Entries with page source code.
· · ·

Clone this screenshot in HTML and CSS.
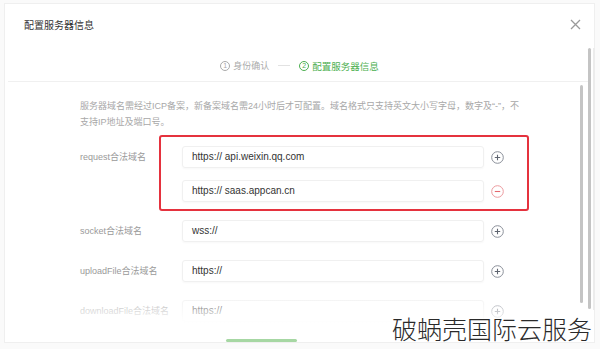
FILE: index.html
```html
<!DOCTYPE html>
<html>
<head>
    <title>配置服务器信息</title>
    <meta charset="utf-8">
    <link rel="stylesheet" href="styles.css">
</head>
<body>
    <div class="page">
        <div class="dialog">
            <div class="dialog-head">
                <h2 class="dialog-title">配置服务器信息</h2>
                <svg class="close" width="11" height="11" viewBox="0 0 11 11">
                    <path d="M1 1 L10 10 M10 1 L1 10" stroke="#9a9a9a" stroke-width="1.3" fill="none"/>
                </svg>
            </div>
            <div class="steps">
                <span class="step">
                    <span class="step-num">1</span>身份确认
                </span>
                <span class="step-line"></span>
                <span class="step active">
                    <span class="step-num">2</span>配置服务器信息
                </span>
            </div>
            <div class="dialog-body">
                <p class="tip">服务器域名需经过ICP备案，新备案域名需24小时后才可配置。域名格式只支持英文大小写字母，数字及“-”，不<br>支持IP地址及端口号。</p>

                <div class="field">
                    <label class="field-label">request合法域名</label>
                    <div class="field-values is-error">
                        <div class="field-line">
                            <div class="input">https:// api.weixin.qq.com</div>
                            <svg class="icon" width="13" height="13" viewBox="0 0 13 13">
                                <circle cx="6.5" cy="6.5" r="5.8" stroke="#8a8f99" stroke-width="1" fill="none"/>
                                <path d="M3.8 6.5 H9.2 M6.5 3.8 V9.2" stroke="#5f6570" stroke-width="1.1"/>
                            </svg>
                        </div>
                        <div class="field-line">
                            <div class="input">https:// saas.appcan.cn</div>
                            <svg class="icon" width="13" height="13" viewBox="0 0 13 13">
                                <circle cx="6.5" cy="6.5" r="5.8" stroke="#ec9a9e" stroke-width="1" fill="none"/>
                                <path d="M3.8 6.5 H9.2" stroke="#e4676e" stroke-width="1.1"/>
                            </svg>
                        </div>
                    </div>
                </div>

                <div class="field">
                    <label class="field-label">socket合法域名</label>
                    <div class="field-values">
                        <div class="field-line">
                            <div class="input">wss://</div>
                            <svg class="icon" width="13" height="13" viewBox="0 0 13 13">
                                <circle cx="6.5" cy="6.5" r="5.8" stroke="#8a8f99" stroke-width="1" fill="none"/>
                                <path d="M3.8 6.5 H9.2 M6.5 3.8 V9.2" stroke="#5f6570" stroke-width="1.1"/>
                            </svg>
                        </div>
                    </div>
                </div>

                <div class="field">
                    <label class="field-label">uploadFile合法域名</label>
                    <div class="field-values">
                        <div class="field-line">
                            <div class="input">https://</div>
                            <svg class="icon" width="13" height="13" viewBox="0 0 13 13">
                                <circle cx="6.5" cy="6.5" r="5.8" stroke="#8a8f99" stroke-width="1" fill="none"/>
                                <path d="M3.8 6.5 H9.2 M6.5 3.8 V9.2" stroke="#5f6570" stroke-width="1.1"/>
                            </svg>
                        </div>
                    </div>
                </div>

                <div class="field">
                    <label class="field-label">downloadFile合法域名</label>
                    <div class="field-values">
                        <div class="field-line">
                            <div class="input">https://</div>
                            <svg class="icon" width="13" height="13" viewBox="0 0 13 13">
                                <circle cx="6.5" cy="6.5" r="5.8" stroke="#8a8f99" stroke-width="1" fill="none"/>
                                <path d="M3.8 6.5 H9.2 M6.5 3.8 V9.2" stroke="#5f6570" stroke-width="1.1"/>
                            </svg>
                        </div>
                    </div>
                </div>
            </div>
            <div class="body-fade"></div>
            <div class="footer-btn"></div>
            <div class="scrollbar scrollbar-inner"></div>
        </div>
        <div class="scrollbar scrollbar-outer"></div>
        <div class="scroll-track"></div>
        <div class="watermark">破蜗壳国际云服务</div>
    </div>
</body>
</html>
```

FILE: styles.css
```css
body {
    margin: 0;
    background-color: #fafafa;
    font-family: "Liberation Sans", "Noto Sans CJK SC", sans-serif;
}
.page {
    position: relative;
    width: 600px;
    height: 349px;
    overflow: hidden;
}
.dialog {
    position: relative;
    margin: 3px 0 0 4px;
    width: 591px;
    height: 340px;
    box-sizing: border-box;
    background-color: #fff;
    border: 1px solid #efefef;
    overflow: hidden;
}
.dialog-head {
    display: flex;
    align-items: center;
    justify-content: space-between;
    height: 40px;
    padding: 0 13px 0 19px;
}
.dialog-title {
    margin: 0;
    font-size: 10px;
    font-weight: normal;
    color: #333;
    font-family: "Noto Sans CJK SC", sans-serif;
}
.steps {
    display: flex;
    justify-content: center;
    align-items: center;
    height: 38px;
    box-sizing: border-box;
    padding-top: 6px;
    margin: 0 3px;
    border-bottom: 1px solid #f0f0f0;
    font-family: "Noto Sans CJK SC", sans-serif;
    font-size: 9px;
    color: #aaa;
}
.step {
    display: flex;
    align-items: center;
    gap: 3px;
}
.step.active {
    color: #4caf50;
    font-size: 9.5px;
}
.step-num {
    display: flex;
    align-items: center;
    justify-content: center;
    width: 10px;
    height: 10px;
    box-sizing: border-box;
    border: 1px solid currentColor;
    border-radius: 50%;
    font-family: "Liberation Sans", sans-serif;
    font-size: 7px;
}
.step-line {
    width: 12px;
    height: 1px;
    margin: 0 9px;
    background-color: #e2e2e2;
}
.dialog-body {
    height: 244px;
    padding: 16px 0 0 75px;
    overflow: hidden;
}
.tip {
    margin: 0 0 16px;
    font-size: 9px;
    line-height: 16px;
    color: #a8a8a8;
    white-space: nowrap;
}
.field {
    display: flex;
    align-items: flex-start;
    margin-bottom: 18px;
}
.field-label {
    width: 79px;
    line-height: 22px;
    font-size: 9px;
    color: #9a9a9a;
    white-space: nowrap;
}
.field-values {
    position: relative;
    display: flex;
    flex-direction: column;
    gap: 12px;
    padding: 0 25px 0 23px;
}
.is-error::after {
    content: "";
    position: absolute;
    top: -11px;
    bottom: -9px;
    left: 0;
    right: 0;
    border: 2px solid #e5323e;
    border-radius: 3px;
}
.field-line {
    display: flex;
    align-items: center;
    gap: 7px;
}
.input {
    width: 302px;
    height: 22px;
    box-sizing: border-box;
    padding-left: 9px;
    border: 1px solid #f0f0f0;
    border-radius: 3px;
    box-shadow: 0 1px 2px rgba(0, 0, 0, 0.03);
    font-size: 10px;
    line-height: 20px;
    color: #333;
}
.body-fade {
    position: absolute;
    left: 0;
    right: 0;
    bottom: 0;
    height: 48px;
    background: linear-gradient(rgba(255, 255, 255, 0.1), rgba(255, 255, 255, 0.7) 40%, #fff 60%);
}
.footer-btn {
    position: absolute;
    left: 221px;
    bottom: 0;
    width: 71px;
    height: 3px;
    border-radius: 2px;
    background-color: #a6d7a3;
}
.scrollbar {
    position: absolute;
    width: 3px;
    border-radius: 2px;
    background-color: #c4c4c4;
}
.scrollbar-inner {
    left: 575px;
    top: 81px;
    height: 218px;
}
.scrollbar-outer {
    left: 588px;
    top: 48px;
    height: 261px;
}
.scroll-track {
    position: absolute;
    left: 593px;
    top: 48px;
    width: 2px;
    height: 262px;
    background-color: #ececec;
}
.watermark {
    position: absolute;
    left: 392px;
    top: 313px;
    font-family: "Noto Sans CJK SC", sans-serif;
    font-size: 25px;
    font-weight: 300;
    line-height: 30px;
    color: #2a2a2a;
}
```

· · ·

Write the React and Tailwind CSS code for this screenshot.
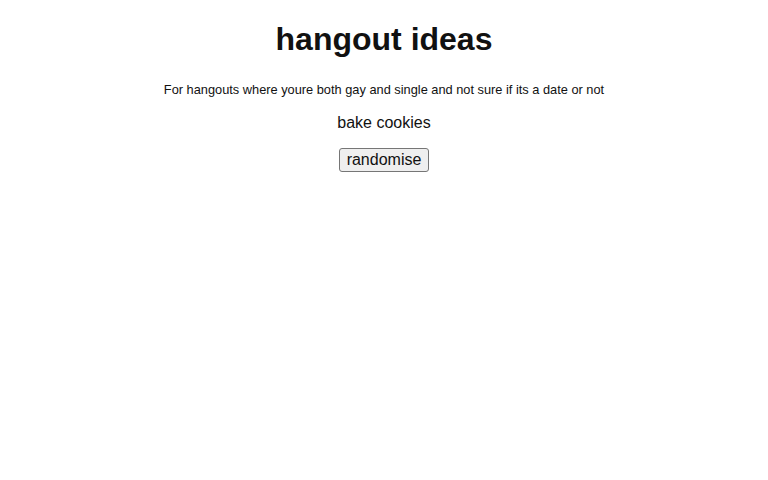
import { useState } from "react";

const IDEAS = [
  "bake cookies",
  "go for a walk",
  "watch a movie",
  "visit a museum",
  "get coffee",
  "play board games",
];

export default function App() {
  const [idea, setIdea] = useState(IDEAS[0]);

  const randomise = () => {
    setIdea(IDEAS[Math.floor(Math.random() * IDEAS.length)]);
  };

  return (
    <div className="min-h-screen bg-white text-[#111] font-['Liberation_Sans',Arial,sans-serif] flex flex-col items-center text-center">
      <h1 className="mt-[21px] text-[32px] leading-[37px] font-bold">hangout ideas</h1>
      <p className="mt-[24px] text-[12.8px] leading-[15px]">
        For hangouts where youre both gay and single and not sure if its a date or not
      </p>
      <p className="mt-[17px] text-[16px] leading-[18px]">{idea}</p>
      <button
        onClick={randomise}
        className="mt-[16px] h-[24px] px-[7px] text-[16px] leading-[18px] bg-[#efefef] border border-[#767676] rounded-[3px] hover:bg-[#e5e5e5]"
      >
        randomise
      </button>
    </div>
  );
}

· · ·

From the records above, pull out every line containing the word "this".

ANSWER TO THE PROBLEM.
Clone this screenshot in HTML and CSS.
Write the React and Tailwind CSS code for this screenshot.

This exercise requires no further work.